The usual rule of thumb is that a “talker” has sufficient power to drive three “listeners.” Connecting more than three listeners may cause the network to fail. If an installation needs to reliably feed four or more listeners, a buffer-amplifier should be installed between the talker and the listeners.

The NMEA 2000 backbone has three drop cables teed into it.

The NMEA 2000 backbone has three drop cables teed into it.

The NMEA 0183 terminal strip has 18 connectors

The NMEA 0183 terminal strip has
18 connectors.


The two photos show the stark differences between the two network standards. The NMEA 2000 backbone, secured to the wall of the fuel tank compartment under the cockpit sole, has three drop cables teed into it for the GXM 51 satellite weather receiver, the Garmin GPS antenna, and the chart plotter. I led the other end of the backbone behind the power panel above the nav station, where I supplied power through another tee. Extending the backbone to this location makes it readily accessible for future electronic upgrades.

The terminal strip is for the NMEA 0183 ports (two transmit and four receive for the new chart plotter). The four existing devices on our boat that communicate via NMEA 0183 networks are connected to appropriate terminals.

Antennas and deck fittings

Next, I addressed the installation of the new GPS antenna. I could have used the original antenna. However, I decided to use the new NMEA 2000-compatible unit included with the new chart plotter. The diameter of the NMEA 2000 drop cable was larger than that of the cable for the old antenna. More important, it was too large for the existing through-deck fitting, so I had to upgrade the deck fitting.

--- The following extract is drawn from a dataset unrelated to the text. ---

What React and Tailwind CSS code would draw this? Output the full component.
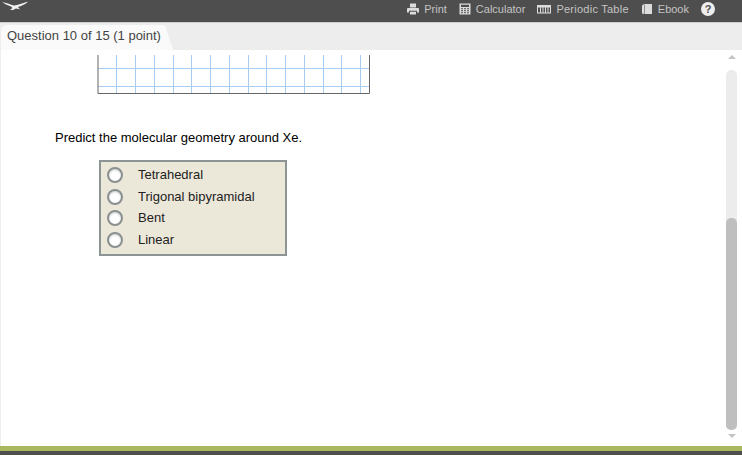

I used a similar deck fitting to feed the cables from the GXM 51 satellite receiver. This unit can receive both WX Satellite Weather and XM Satellite Radio. (We have only subscribed to the weather service, but retained the radio cable for possible future use.)

The antennas for the GPS and the GXM 51 satellite receiver are mounted on the stern rail.

The antennas for the GPS and the GXM 51 satellite receiver are mounted on the stern rail.

The antenna cables enter the boat through fittings on the stern.

The antenna cables enter the boat through fittings on the stern.

The marine electronics industry is in an awkward transition between the older and the newer network standards. I imagine many sailors, like me, have an installed base of devices that use NMEA 0183 and are planning to add new devices that require NMEA 2000. Someone thinking about installing only electronic devices that require a network might be able to avoid these complications and just go with NMEA 2000.